# Clonezilla



## cannonz (Oct 23, 2011)

Could you use clonezilla to clone drive then use MSFadd to expand it?


----------



## jmbach (Jan 1, 2009)

You can use any tool that does a drive to drive copy. Once the image is copied to a new drive intact, then the correct tool for the type of TiVo you have can be used to expand.


----------



## cannonz (Oct 23, 2011)

jmbach said:


> You can use any tool that does a drive to drive copy. Once the image is copied to a new drive intact, then the correct tool for the type of TiVo you have can be used to expand.


Thanks, MSFcopy seems slow and at a minimum doesn't tell whats going on clonezilla will tell you how long it will take and show progress.


----------



## unitron (Apr 28, 2006)

cannonz said:


> Could you use clonezilla to clone drive then use MSFadd to expand it?


It looks like maybe Clonezilla doesn't "speak" Apple Partition Map, or variations thereof.

You could use

dd_rescue

or

ddrescue

with the verbose option if you want to be able to see it working.

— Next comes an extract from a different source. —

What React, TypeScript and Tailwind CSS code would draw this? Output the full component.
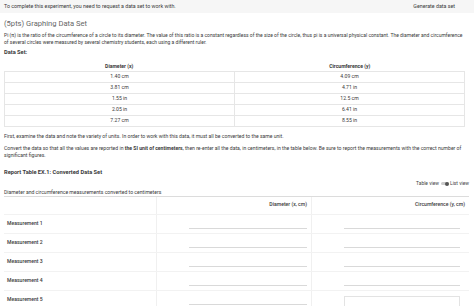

When you say MFSadd, do you mean the version that's part of the MFS Live cd or the version that's part of WinMFS?

What model TiVo are we talking about and what drive sizes?


----------



## cannonz (Oct 23, 2011)

unitron said:


> It looks like maybe Clonezilla doesn't "speak" Apple Partition Map, or variations thereof.
> 
> You could use
> 
> ...


WinMFS, 652 Tivo, stock 160 to 2TB. I recently did a 160 to 1TB using WinMFS. Wouldn't the Clonezilla clone be identical to original regardless of partition map?


----------



## jmbach (Jan 1, 2009)

It should be an exact copy of the original drive. In my experience, all the programs that can read partitions do not read the TiVo partitions. Not that they couldn't but they need a small modification to do so. And as soon as I say that, somebody will say they have a program that reads it. ;-)


----------



## unitron (Apr 28, 2006)

cannonz said:


> WinMFS, 652 Tivo, stock 160 to 2TB. I recently did a 160 to 1TB using WinMFS. Wouldn't the Clonezilla clone be identical to original regardless of partition map?


All I know about Clonezilla is what I read about it on the intarweb, but some of what I've read indicates that it's like some other drive copy programs--it expects to be working with a DOS/Windows drive, and doesn't speak APM.

If I were you, and the 1TB was set up the way I wanted (cable card pairings, ZIP Code, cable lineup, etc., not to mention saving the shows on there), I'd go ahead and let set WinMFS up to copy it to the 2TB and come back in a few hours, decline the offer to expand, select the 2TB drive, check it with

mfsinfo

to make sure it looked okay, and then expanded with

mfsadd


----------